As they talked, the picture that emerged of Gordon was of an egocentric and narcissistic man who expressed no anger at what had happened to himself or his wife. He gave details of his injuries to anyone around but made no reference to his marriage or to Carol. He wondered if he still had a job and was uncertain of how his colleagues would regard him now that his past had become known.

As if acknowledging that his behaviour might be considered strange, Wardell referred to ‘blocking things out’, using concepts and terms that he would have heard decades earlier when he was treated at Grendon Underwood during his prison sentence.

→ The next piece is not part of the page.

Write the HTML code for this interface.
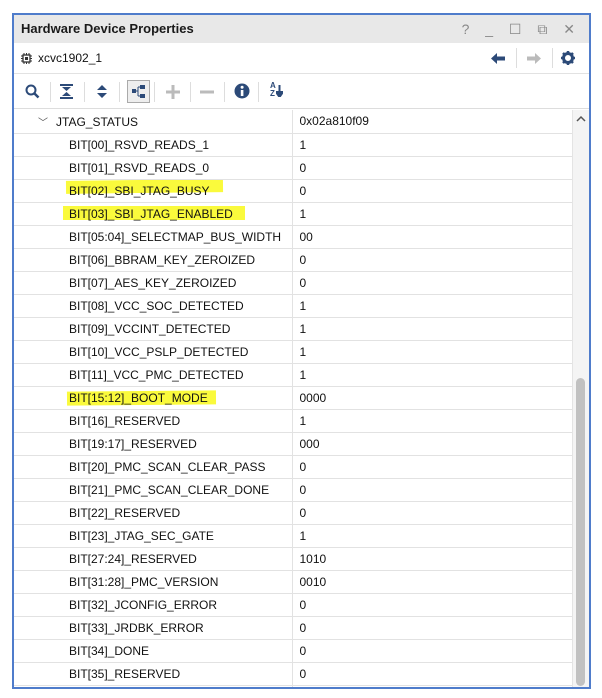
<!DOCTYPE html>
<html><head><style>
*{margin:0;padding:0;box-sizing:border-box}
body{width:602px;height:698px;background:#fff;font-family:"Liberation Sans",Arial,sans-serif;font-size:12px;color:#111;position:relative;overflow:hidden}
.panel{position:absolute;left:12px;top:13px;width:579px;height:676px;border:2px solid #4f7ccb;background:#fff;overflow:hidden}
.title{height:28px;background:#e8e8e8;font-weight:bold;font-size:13px;line-height:28px;padding-left:7px;color:#1a1a1a;position:relative}
.title .ctl{position:absolute;right:8px;top:0;color:#888;font-weight:normal;font-size:14px;letter-spacing:6px}
.row2{height:31px;border-bottom:1px solid #e2e2e2;position:relative;line-height:31px;padding-left:24px}
.tb{height:35px;border-bottom:1px solid #ddd;position:relative}
.sep{position:absolute;top:8px;width:1px;height:20px;background:#ddd}
table{position:absolute;left:0;top:95px;width:560px;border-collapse:collapse}
td{height:23px;border-bottom:1px solid #e2e2e2;padding:0;white-space:nowrap;vertical-align:middle}
td.k{width:278px;border-right:1px solid #e2e2e2;padding-left:55px}
td.v{padding-left:7px}
.hl{position:absolute;background:#fafa3c}
.sb{position:absolute;left:558px;top:95px;width:17px;height:581px;background:#f4f4f4;border-left:1px solid #e4e4e4}
.thumb{position:absolute;left:3px;top:268px;width:9px;height:308px;background:#c1c1c1;border-radius:5px}
</style></head><body>
<div class="panel">
<div class="title">Hardware Device Properties<span class="ctl">? _ ☐ ⧉ ✕</span></div>
<div class="row2">
<svg style="position:absolute;left:7px;top:10px" width="11" height="11" viewBox="0 0 11 11"><rect x="2" y="2" width="7" height="7" fill="none" stroke="#333" stroke-width="1.3"/><rect x="4" y="4" width="3" height="3" fill="#333"/><path d="M3 0v2M5.5 0v2M8 0v2M3 9v2M5.5 9v2M8 9v2M0 3h2M0 5.5h2M0 8h2M9 3h2M9 5.5h2M9 8h2" stroke="#333"/></svg>
xcvc1902_1
<svg style="position:absolute;left:477px;top:10px" width="14" height="11"><path d="M0 5.5L6 0v3.5h8v4H6V11z" fill="#2c4a78"/></svg>
<div class="sep" style="left:502px;top:5px"></div>
<svg style="position:absolute;left:513px;top:10px" width="14" height="11"><path d="M14 5.5L8 0v3.5H0v4h8V11z" fill="#bbb"/></svg>
<div class="sep" style="left:538px;top:5px"></div>
<svg style="position:absolute;left:547px;top:8px" width="14" height="14" viewBox="0 0 14 14"><circle cx="7" cy="7" r="4.5" fill="none" stroke="#2c4a78" stroke-width="3"/><path d="M7 0v3M7 11v3M0 7h3M11 7h3M2 2l2 2M10 10l2 2M2 12l2-2M10 4l2-2" stroke="#2c4a78" stroke-width="2.5"/></svg>
</div>
<div class="tb">
<svg style="position:absolute;left:11px;top:10px" width="15" height="15"><circle cx="6" cy="6" r="4.5" fill="none" stroke="#2c4a78" stroke-width="2"/><path d="M9 9l4.5 4.5" stroke="#2c4a78" stroke-width="2.5"/></svg>
<div class="sep" style="left:36px"></div>
<svg style="position:absolute;left:46px;top:10px" width="13" height="15"><path d="M0 1h13M0 14h13" stroke="#2c4a78" stroke-width="2"/><path d="M2 3h9l-4.5 4zM2 12h9l-4.5-4z" fill="#2c4a78"/></svg>
<div class="sep" style="left:70px"></div>
<svg style="position:absolute;left:82px;top:10px" width="12" height="15"><path d="M1 6h10L6 1zM1 9h10l-5 5z" fill="#2c4a78"/></svg>
<div class="sep" style="left:105px"></div>
<div style="position:absolute;left:113px;top:6px;width:23px;height:23px;border:1px solid #aaa;background:#eee"></div>
<svg style="position:absolute;left:118px;top:11px" width="13" height="13"><rect x="0" y="4" width="4" height="4" fill="#2c4a78"/><rect x="8" y="0" width="5" height="4" fill="#2c4a78"/><rect x="8" y="9" width="5" height="4" fill="#2c4a78"/><path d="M4 6h2M6 2v9M6 2h2M6 11h2" stroke="#2c4a78"/></svg>
<div class="sep" style="left:140px"></div>
<svg style="position:absolute;left:152px;top:11px" width="14" height="14"><path d="M7 0v14M0 7h14" stroke="#bbb" stroke-width="3"/></svg>
<div class="sep" style="left:176px"></div>
<svg style="position:absolute;left:186px;top:11px" width="14" height="14"><path d="M0 7h14" stroke="#bbb" stroke-width="3"/></svg>
<div class="sep" style="left:210px"></div>
<svg style="position:absolute;left:220px;top:9px" width="16" height="16"><circle cx="8" cy="8" r="7.5" fill="#2c4a78"/><rect x="6.8" y="7" width="2.6" height="6" fill="#fff"/><circle cx="8.1" cy="4.3" r="1.5" fill="#fff"/></svg>
<div class="sep" style="left:244px"></div>
<div style="position:absolute;left:256px;top:8px;font-size:8px;line-height:8px;font-weight:bold;color:#2c4a78">A<br>Z</div>
<svg style="position:absolute;left:262px;top:11px" width="7" height="12"><path d="M3.5 0v8M0 7l3.5 5 3.5-5z" stroke="#2c4a78" stroke-width="2" fill="#2c4a78"/></svg>
</div>
<div class="hl" style="left:52px;top:165px;width:157px;height:13px;transform:rotate(-0.6deg)"></div>
<div class="hl" style="left:49px;top:191px;width:182px;height:14px"></div>
<div class="hl" style="left:53px;top:376px;width:149px;height:14px;transform:rotate(-0.5deg)"></div>
<table>
<tr><td class="k" style="padding-left:24px"><span style="color:#555;font-size:10px;margin-right:8px">﹀</span>JTAG_STATUS</td><td class="v">0x02a810f09</td></tr>
<tr><td class="k">BIT[00]_RSVD_READS_1</td><td class="v">1</td></tr>
<tr><td class="k">BIT[01]_RSVD_READS_0</td><td class="v">0</td></tr>
<tr><td class="k">BIT[02]_SBI_JTAG_BUSY</td><td class="v">0</td></tr>
<tr><td class="k">BIT[03]_SBI_JTAG_ENABLED</td><td class="v">1</td></tr>
<tr><td class="k">BIT[05:04]_SELECTMAP_BUS_WIDTH</td><td class="v">00</td></tr>
<tr><td class="k">BIT[06]_BBRAM_KEY_ZEROIZED</td><td class="v">0</td></tr>
<tr><td class="k">BIT[07]_AES_KEY_ZEROIZED</td><td class="v">0</td></tr>
<tr><td class="k">BIT[08]_VCC_SOC_DETECTED</td><td class="v">1</td></tr>
<tr><td class="k">BIT[09]_VCCINT_DETECTED</td><td class="v">1</td></tr>
<tr><td class="k">BIT[10]_VCC_PSLP_DETECTED</td><td class="v">1</td></tr>
<tr><td class="k">BIT[11]_VCC_PMC_DETECTED</td><td class="v">1</td></tr>
<tr><td class="k">BIT[15:12]_BOOT_MODE</td><td class="v">0000</td></tr>
<tr><td class="k">BIT[16]_RESERVED</td><td class="v">1</td></tr>
<tr><td class="k">BIT[19:17]_RESERVED</td><td class="v">000</td></tr>
<tr><td class="k">BIT[20]_PMC_SCAN_CLEAR_PASS</td><td class="v">0</td></tr>
<tr><td class="k">BIT[21]_PMC_SCAN_CLEAR_DONE</td><td class="v">0</td></tr>
<tr><td class="k">BIT[22]_RESERVED</td><td class="v">0</td></tr>
<tr><td class="k">BIT[23]_JTAG_SEC_GATE</td><td class="v">1</td></tr>
<tr><td class="k">BIT[27:24]_RESERVED</td><td class="v">1010</td></tr>
<tr><td class="k">BIT[31:28]_PMC_VERSION</td><td class="v">0010</td></tr>
<tr><td class="k">BIT[32]_JCONFIG_ERROR</td><td class="v">0</td></tr>
<tr><td class="k">BIT[33]_JRDBK_ERROR</td><td class="v">0</td></tr>
<tr><td class="k">BIT[34]_DONE</td><td class="v">0</td></tr>
<tr><td class="k">BIT[35]_RESERVED</td><td class="v">0</td></tr>
<tr><td class="k"></td><td class="v"></td></tr>
</table>
<div class="sb"><svg style="position:absolute;left:3px;top:5px" width="10" height="7"><path d="M1 6l4-4 4 4" stroke="#555" stroke-width="1.5" fill="none"/></svg><div class="thumb"></div></div>
</div>
</body></html>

I told Bayliss that I expected Gordon to have good face-to-face skills and to be able to withstand some interpersonal pressure. He was obviously accustomed to managing his image and would be reluctant to admit any negative personal characteristics. He was proud of his logistical training and also claimed to have communication and audio-visual experience, which indicated practice in visually rehearsing desired scenes and story lines. At the same time, he was confident, intelligent, good at DIY and someone who claimed to channel his stress by training and jogging.

No-one was surprised when I produced another list of questions that needed considering.

Did Mr Wardell have his own blue boiler suit for DIY work?

Were the clothes on the floor of the lounge the ones he actually wore or were these a feint to deflect forensic examination from the actual clothes?

Why are his glasses so comprehensively broken, yet he has no facial bruises or injuries at all?